28. Moreover, determining the interest after formal proof involves some assessment which will require interpretation of the contract, determination of the applicable rates and a finding of the amount payable. As stated above, the agreement does not seem to have a clear provision on application of interests nor did the DB award interest. The invitation I am being urged to undertake is essentially a merit hearing to determine the veracity or otherwise of the correctness of the respective party’s arguments and the amounts in question. In my view, such a function and a merit assessment dangerously amount to urging this court to determine an arbitration dispute a clear breach of the role of the courts in Arbitration disputes. The question here is whether the arbitral clause which is the party’s preferred dispute resolution provided for the court to assess or determine the interest. I do not think so.
29. Arbitration law and practice including FIDIC agreements restrict the jurisdiction of the court in peremptory terms to only such matters as are provided for by the Act or the agreements. This restriction epitomizes the recognition of the policy of party’s ?autonomy” which underlie the arbitration generally and in particular the law governing arbitration.
30. The deliberate restriction of court intervention in arbitration agreements and arbitral law articulates the need to restrict the court’s role in arbitration so as to give effect to that policy.[10] This is because the principle of party autonomy is recognized as a critical tenet for guaranteeing that parties are satisfied with results of arbitration. It also helps achieve the key object of arbitration, that is, to deliver fair resolution of disputes between parties without unnecessary delay and expense. This is a core feature of FIDIC agreements which are designed to increase and protect party autonomy and minimize court intervention.
31. The rigid language deployed in FIDIC agreements which embraces the “pay now argue later” principle leave no doubt on the restricted manner in which courts can intervene. Such situations include where the agreement or the law expressly provides so or permits the intervention of the court. And, in public interest where substantial injustice is likely to be occasioned even though a matter is not provided for in the agreement or under the law. The bottom line here is that FIDIC agreements underscore the need for adherence to the four corners of the agreement and the principle of party autonomy which requires a high degree of deference to decisions made under such agreements and minimises the scope for intervention by the courts.
32. FIDIC agreements are designed to ensure predictability and certainty of DB decisions and arbitration proceedings flowing there from. The import of the foregoing is that parties who resort to FIDIC agreements or arbitration must know with certainty instances when the jurisdiction of the courts may be invoked. By agreeing to arbitration, the parties to a dispute necessarily agree that the fairness of the hearing will be determined by the provisions of the agreement and where applicable the law and nothing else; and by agreeing to arbitration the parties limit interference by the courts to the grounds of procedural irregularities set out under the law, and, by necessary implication, they waive the right to rely on any further grounds of review, “common law” or otherwise.

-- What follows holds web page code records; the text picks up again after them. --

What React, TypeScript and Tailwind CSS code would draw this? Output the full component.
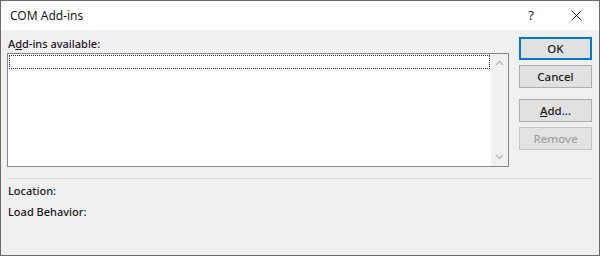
import React from 'react';

const font = { fontFamily: '"Noto Sans", "Open Sans", sans-serif' };

const DialogButton: React.FC<{ label: React.ReactNode; primary?: boolean; disabled?: boolean; className?: string }> = ({
  label,
  primary,
  disabled,
  className = '',
}) => {
  const look = primary
    ? 'border-2 border-[#0078d7] bg-[#e1e1e1] text-[#1a1a1a]'
    : disabled
    ? 'border border-[#c4c4c4] bg-[#e3e3e3] text-[#a0a0a0]'
    : 'border border-[#adadad] bg-[#e1e1e1] text-[#1a1a1a]';
  return (
    <div className={`h-[23px] w-[73px] flex items-center justify-center text-[11.5px] font-medium ${look} ${className}`}>
      {label}
    </div>
  );
};

const App: React.FC = () => {
  return (
    <div className="w-[600px] h-[256px] border border-[#6a6a6a] flex flex-col bg-[#f0f0f0] text-[#1a1a1a]" style={font}>
      {/* Title bar */}
      <div className="h-[29px] bg-white flex items-center shrink-0">
        <span className="pl-[9px] text-[12px] flex-1">COM Add-ins</span>
        <span className="w-[46px] text-center text-[13px] text-[#222] pl-[2px]">?</span>
        <div className="w-[46px] flex items-center justify-center">
          <svg width="11" height="11" viewBox="0 0 11 11">
            <path d="M0.5 0.5 L10.5 10.5 M10.5 0.5 L0.5 10.5" stroke="#222" strokeWidth="1" fill="none" />
          </svg>
        </div>
      </div>

      {/* Body */}
      <div className="flex-1 flex flex-col pt-[6px]">
        <div className="flex pl-[6px] pr-[6px]">
          <div className="flex flex-col w-[502px]">
            <div className="h-[16px] leading-[16px] text-[11px] font-medium pl-px">
              A<span className="underline">d</span>d-ins available:
            </div>
            <div className="mt-px h-[114px] border border-[#828790] bg-white flex">
              <div className="flex-1 p-px">
                <div className="h-[14px] border border-dotted border-[#333]" />
              </div>
              <div className="w-[17px] bg-[#f0f0f0] flex flex-col items-center justify-between py-[6px]">
                <svg width="9" height="6" viewBox="0 0 9 6">
                  <path d="M1 5 L4.5 1.5 L8 5" stroke="#b8b8b8" strokeWidth="1.3" fill="none" />
                </svg>
                <svg width="9" height="6" viewBox="0 0 9 6">
                  <path d="M1 1 L4.5 4.5 L8 1" stroke="#b8b8b8" strokeWidth="1.3" fill="none" />
                </svg>
              </div>
            </div>
          </div>
          <div className="ml-[10px] pt-px flex flex-col">
            <DialogButton label="OK" primary />
            <DialogButton label="Cancel" className="mt-[5px]" />
            <DialogButton
              label={
                <span>
                  <span className="underline">A</span>dd...
                </span>
              }
              className="mt-[11px]"
            />
            <DialogButton label="Remove" disabled className="mt-[5px]" />
          </div>
        </div>

        <div className="mt-[11px] mx-[6px] h-px bg-[#d9d9d9]" />

        <div className="pl-[7px] mt-[4px] flex flex-col gap-[5px] text-[11px] font-medium leading-[16px]">
          <span>Location:</span>
          <span>Load Behavior:</span>
        </div>
      </div>
    </div>
  );
};

export default App;
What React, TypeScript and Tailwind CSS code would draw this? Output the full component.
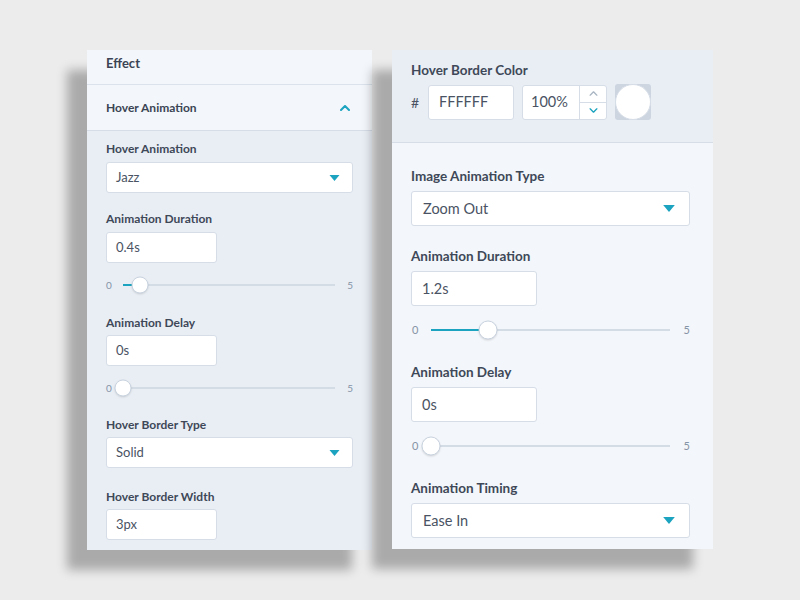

33. In Northwood Development Company Limited v Shuaib Wali Mohammed [11] this court stated that the objective of arbitration is to obtain the fair resolution of disputes by an independent arbitral tribunal without unnecessary delay or expense. The second objective should be the promotion of party autonomy (arbitration being a consensual process in that the primary source of the arbitrator’s jurisdiction is the arbitration agreement between the parties). The third objective should be balanced powers for the courts: court support for the arbitral process is essential, the price thereof being supervisory powers for the court to ensure due process. True to the principle of party autonomy the tribunal’s statutory powers can be excluded or modified by the parties in their arbitration agreement. They are also subject to the tribunal’s statutory duty to conduct the proceedings in a fair and impartial manner.
34. Flowing from my reasoning and findings herein above, I decline the invitation to award the interests claimed in prayers (f), (g), & (h) of the Plaint. I decline to make an order as to costs. The judgment of this court shall remain as per the interlocutory judgment.
Orders accordingly
Right of appeal
Dated, Signed and Delivered via e-mail at Nairobi this14thof July 2021
John M. Mativo
Judge
[1] Act No. 4 of 1995.
[2] {2018} e KLR.
[3] (20088/2013) {2013} ZAGPJHC 388.
[4] (12/7442) [2013] ZAGPJHC.
[5] NRB CA CA No. 102 of 2012 [2014] e KLR.
[6] Richard Kuloba 2nd Edition, Law Africa, page 94.
[7] Peterborough City Council v Enterprise Managed Services Ltd [2014] EWHC 3193 (TCC); [2014] 2 C.L.C. 684 (United Kingdom).
[8] 1977 (4) SA 298 (A) Trollip JA
[9] {2010} eKLR.
[10] See Sutton D.J et al (2003), Russell on Arbitration (Sweet & Maxwell, London, 23rd Ed.) p. 293.
[11]Misc. Civil Application No. E 1200 of 2021.